Both candidates reside in Tracy.

Ransom is emphasizing her desire - and ability - to problem solve as the backbone of her strategy for help in governing the county. She believes her background running a non-profit has helped her search for innovative ways to “do more with less” while she training and volunteer effort as a family mediator with the San Joaquin County Mediation Center will enable her to bring opposing sides together to find workable solutions for the county’s challenges.

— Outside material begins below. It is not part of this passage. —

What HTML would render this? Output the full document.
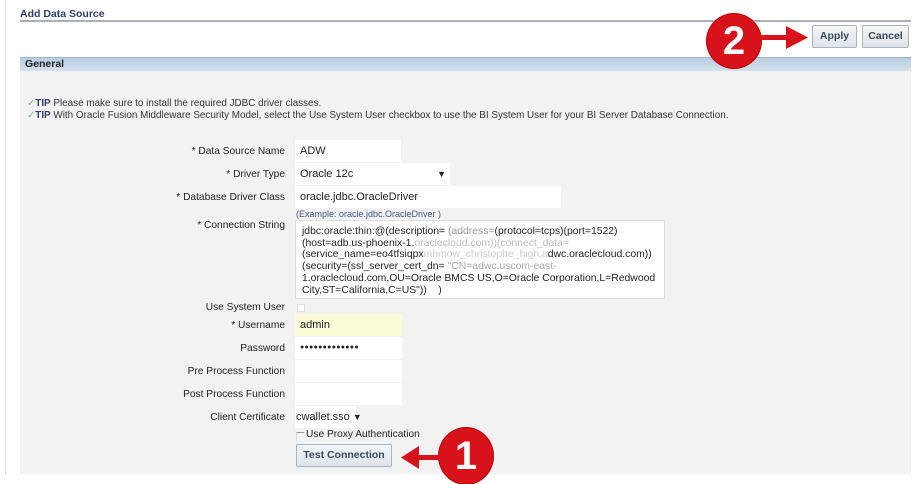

Ransom is currently the vice chairman for the Tracy Planning Commission, is a member of the Tracy Unified School District Anti-Bullying Committee, an ambassador for the League of Women Voters, and chair of Delta Academy youth mentoring programs.

She is a former member and vice forewoman of the county’s Civil Grand Jury During her stint on the grand jury she helped expose hundreds of thousands of dollars in wasteful spending and improve government transparency and responsiveness.

Elliott believes “we can grow our way out of a recession” and that “we don’t need the government to bail us out and put us even deeper into debt.” He plans to work toward that by trying to reduce government regulation and scrutinize spending even more.

Elliott serves on the Tracy City Council. He is a retired United States Army Colonel and Special Forces soldier with 30 years of military experience, Elliott was deployed on diplomatic assignments during his Army tenure to United States embassies in Tokyo and Seoul. He got his education at West Point and has had a successful career in nuclear energy with both General Electric and his current employer, Westinghouse.